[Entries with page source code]

***

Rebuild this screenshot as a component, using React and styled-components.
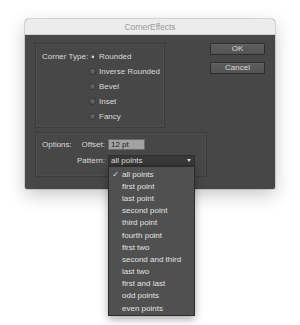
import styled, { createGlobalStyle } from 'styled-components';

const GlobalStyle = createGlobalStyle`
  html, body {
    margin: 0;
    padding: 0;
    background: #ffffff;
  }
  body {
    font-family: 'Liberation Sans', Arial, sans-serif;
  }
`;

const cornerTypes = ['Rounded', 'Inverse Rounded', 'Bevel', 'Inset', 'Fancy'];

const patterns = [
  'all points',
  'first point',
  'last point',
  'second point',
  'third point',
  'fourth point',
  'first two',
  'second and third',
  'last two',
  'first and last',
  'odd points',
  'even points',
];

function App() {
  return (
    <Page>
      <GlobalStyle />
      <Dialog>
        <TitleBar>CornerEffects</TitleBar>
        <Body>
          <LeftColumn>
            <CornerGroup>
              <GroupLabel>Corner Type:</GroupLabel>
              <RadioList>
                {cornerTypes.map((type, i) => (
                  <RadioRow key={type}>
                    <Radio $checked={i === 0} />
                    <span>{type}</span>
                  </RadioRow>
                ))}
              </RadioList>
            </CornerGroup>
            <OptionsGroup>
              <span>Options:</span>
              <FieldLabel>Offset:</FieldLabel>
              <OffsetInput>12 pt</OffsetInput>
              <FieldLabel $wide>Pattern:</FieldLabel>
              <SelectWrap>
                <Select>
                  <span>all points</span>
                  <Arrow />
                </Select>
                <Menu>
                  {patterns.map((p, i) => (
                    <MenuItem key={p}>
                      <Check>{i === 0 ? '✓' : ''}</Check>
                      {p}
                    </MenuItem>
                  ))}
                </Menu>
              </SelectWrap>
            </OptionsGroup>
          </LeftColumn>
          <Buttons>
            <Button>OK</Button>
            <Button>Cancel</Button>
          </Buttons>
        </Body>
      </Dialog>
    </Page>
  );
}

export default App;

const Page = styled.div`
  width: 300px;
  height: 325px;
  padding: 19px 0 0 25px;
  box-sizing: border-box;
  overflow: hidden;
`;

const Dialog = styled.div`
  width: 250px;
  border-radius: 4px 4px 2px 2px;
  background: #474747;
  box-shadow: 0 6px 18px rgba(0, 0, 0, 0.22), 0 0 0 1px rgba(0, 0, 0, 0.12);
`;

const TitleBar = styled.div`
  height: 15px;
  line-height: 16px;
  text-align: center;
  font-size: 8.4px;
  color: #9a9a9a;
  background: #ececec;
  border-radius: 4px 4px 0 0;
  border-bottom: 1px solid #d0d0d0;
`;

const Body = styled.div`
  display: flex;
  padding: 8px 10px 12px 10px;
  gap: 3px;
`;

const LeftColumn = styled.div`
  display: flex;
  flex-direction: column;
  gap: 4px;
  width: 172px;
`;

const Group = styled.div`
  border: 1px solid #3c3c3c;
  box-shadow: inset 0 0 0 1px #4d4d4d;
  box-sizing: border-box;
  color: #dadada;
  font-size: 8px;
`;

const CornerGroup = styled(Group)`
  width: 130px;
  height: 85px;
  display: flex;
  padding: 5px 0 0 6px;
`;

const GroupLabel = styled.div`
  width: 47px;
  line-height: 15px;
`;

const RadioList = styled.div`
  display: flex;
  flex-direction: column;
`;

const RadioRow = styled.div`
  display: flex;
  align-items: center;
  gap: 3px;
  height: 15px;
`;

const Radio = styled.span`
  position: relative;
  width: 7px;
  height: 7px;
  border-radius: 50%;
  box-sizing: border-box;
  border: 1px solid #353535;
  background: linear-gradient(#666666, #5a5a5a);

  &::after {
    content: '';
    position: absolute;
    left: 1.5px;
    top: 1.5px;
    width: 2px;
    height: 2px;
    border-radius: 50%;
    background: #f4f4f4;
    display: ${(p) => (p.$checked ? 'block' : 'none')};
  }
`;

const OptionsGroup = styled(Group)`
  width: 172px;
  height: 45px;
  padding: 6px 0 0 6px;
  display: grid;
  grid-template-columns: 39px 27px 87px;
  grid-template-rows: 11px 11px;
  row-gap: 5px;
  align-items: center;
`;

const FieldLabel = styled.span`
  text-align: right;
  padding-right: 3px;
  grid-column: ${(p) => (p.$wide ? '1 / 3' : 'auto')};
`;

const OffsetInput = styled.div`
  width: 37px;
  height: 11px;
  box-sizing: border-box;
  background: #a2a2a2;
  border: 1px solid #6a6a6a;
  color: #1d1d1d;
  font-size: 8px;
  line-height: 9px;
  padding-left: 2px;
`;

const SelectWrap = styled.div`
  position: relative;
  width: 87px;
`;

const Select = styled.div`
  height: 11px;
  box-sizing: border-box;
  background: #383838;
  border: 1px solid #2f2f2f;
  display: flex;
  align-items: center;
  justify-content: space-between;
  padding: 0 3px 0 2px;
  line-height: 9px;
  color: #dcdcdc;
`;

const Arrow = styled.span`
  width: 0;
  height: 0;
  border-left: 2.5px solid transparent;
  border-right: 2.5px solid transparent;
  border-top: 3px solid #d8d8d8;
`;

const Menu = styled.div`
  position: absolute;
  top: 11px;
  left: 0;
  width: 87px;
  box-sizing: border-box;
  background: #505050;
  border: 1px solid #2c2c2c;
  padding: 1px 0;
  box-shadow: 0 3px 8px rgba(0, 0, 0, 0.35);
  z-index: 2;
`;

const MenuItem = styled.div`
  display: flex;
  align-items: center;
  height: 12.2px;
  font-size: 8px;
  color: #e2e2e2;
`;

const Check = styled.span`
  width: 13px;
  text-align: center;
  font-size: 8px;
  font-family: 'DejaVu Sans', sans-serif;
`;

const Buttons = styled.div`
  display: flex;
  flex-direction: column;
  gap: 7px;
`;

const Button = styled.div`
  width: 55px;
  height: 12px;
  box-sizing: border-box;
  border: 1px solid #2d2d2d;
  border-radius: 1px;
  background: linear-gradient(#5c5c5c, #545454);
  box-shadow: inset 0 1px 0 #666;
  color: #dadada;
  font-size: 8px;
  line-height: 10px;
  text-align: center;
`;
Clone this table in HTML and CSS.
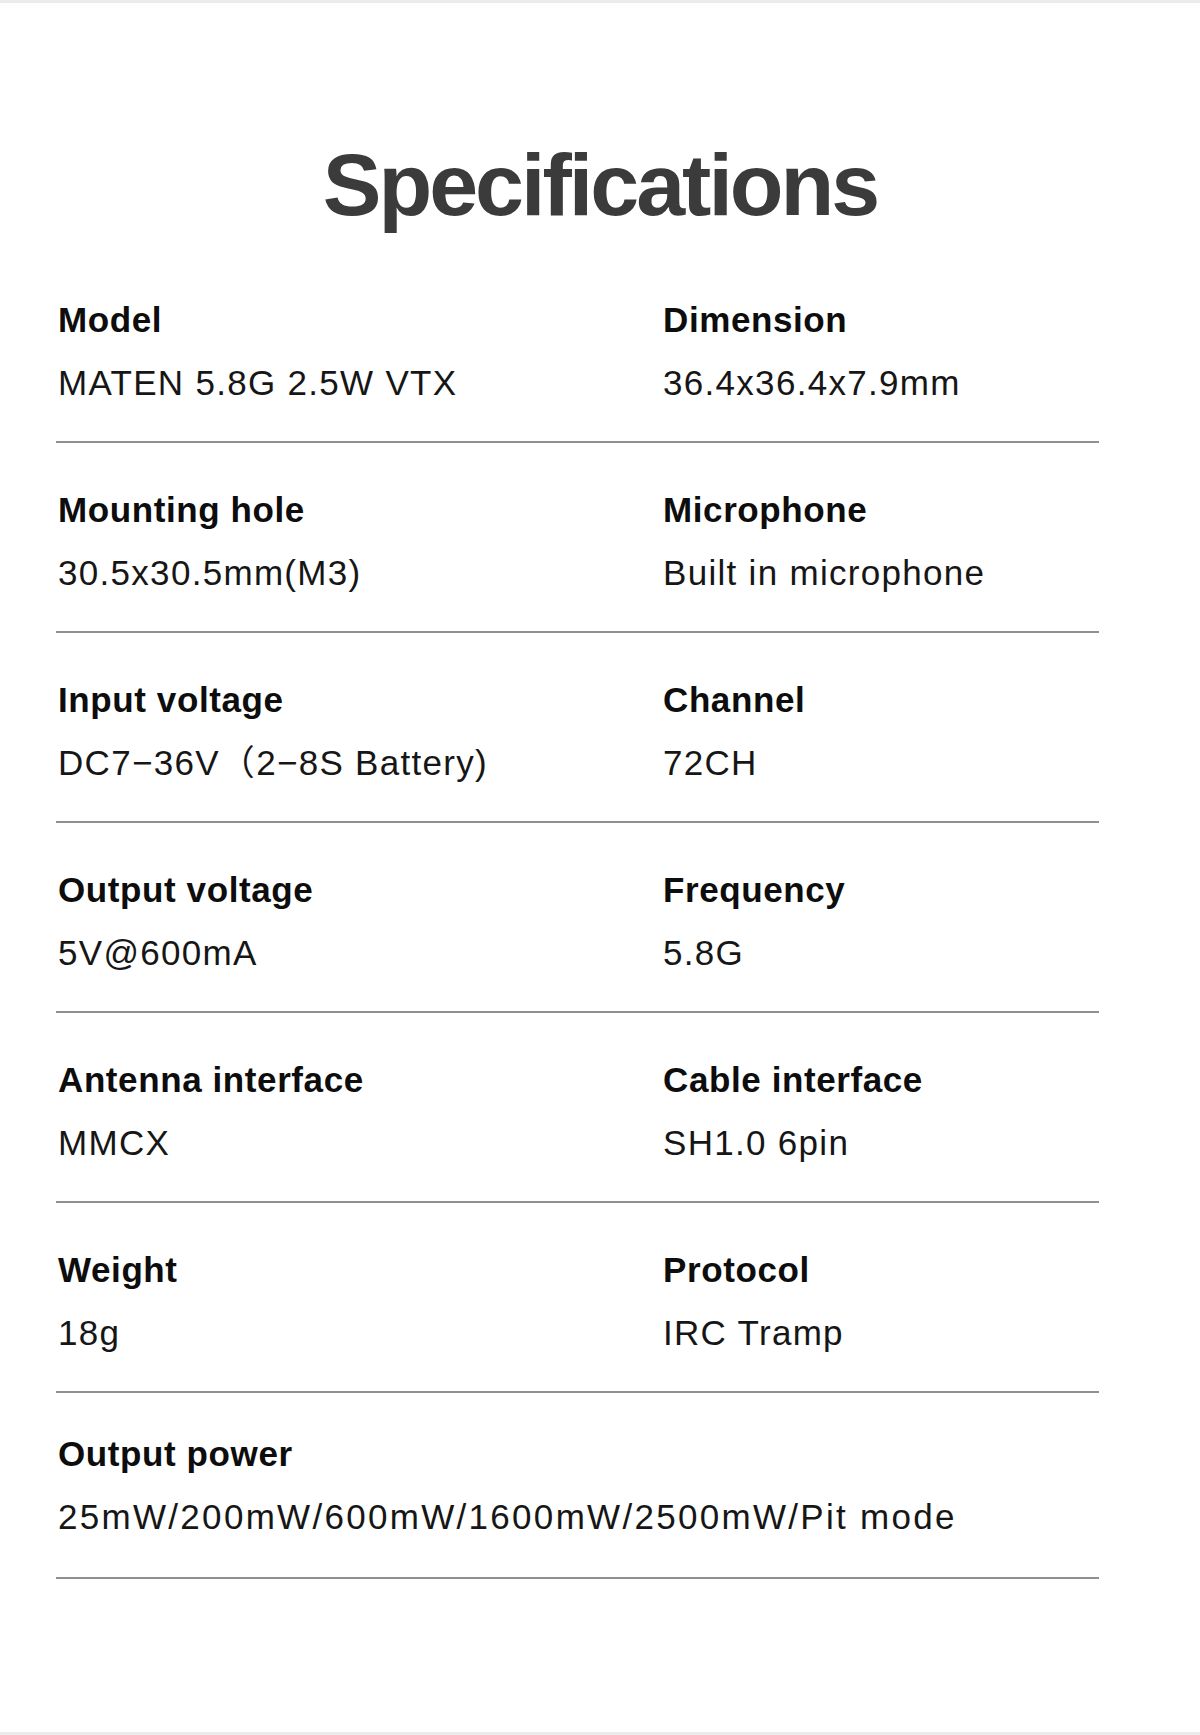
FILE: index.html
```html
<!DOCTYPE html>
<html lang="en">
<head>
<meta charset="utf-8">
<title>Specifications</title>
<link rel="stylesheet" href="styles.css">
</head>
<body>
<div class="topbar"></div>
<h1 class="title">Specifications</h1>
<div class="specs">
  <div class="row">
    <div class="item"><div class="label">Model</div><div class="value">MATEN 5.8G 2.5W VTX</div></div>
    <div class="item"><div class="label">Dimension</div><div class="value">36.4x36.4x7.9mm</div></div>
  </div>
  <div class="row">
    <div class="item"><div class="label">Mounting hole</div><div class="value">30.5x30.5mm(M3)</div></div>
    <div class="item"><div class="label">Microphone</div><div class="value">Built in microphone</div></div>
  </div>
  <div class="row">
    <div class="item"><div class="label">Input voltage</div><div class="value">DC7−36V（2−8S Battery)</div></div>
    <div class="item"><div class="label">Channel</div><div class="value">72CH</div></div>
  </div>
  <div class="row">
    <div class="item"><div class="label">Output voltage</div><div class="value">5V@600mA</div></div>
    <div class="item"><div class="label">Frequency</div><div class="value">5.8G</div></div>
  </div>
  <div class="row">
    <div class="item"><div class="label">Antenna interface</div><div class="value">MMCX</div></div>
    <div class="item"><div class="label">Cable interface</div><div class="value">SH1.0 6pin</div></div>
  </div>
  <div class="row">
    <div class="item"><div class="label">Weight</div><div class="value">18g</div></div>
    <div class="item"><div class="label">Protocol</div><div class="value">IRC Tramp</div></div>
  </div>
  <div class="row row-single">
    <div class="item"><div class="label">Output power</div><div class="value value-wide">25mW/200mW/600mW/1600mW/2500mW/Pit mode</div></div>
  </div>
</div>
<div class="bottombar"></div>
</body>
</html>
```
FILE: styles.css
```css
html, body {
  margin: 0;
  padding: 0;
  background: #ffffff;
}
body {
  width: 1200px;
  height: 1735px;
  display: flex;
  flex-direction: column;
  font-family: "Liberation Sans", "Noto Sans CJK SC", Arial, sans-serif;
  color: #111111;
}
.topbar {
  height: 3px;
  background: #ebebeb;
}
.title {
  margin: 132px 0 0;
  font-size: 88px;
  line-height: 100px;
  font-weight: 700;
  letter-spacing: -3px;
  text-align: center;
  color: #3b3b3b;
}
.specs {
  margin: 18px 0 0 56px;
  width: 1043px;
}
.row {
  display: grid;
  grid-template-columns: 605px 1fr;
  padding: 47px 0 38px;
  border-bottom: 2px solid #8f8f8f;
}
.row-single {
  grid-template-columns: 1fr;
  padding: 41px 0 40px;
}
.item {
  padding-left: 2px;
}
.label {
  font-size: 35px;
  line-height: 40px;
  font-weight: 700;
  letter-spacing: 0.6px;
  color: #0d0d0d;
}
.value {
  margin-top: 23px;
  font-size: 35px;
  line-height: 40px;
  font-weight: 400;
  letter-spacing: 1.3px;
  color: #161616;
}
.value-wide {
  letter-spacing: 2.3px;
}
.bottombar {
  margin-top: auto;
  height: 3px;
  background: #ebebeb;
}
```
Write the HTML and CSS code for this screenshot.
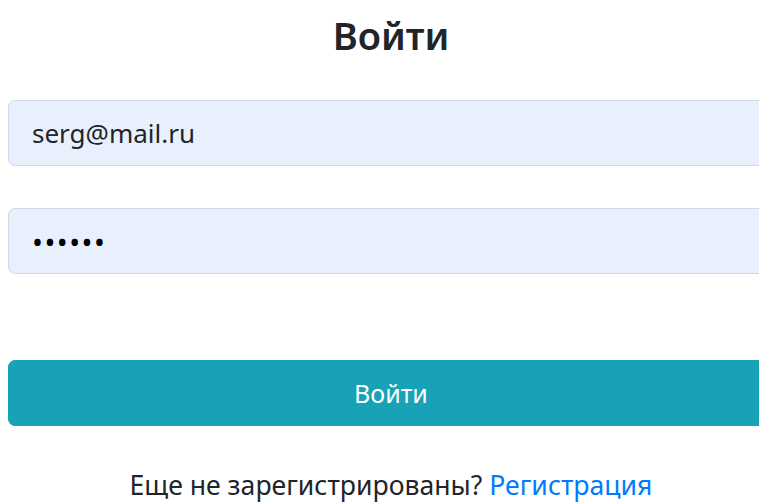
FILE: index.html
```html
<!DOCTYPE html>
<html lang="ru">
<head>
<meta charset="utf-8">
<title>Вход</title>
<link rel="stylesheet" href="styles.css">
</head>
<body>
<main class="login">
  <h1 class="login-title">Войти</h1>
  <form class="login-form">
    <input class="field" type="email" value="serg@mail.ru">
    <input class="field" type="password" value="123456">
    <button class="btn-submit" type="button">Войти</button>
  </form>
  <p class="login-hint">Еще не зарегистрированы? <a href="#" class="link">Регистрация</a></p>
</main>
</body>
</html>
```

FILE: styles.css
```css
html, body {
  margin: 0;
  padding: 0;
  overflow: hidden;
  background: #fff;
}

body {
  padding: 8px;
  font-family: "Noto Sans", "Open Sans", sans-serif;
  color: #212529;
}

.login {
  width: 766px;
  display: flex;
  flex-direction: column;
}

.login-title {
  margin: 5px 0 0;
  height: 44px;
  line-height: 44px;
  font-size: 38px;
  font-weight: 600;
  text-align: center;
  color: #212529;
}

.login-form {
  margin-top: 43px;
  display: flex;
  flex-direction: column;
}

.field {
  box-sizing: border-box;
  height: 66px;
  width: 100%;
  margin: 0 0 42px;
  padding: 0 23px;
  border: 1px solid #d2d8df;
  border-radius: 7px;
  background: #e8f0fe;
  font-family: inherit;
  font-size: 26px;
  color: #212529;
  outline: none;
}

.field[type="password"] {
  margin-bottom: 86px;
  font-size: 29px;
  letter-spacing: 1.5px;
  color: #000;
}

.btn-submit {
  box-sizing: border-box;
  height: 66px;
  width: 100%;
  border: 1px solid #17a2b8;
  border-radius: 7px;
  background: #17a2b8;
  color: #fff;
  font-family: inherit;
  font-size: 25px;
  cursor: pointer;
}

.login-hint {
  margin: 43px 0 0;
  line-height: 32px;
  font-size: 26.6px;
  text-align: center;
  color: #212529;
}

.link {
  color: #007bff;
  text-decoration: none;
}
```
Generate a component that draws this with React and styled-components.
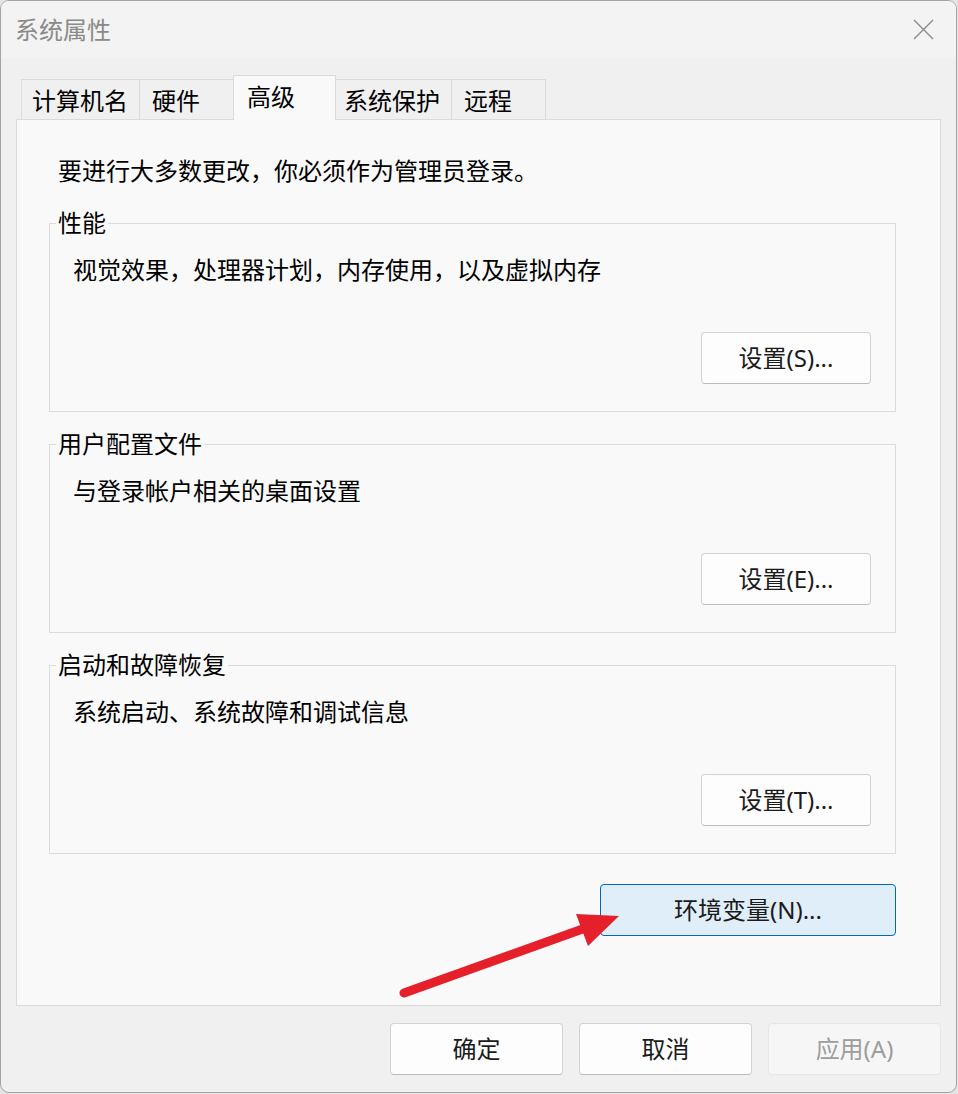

***

Task goal ▸
For the data above, state only how many lines include the word "React".

Completed exercise ▸
2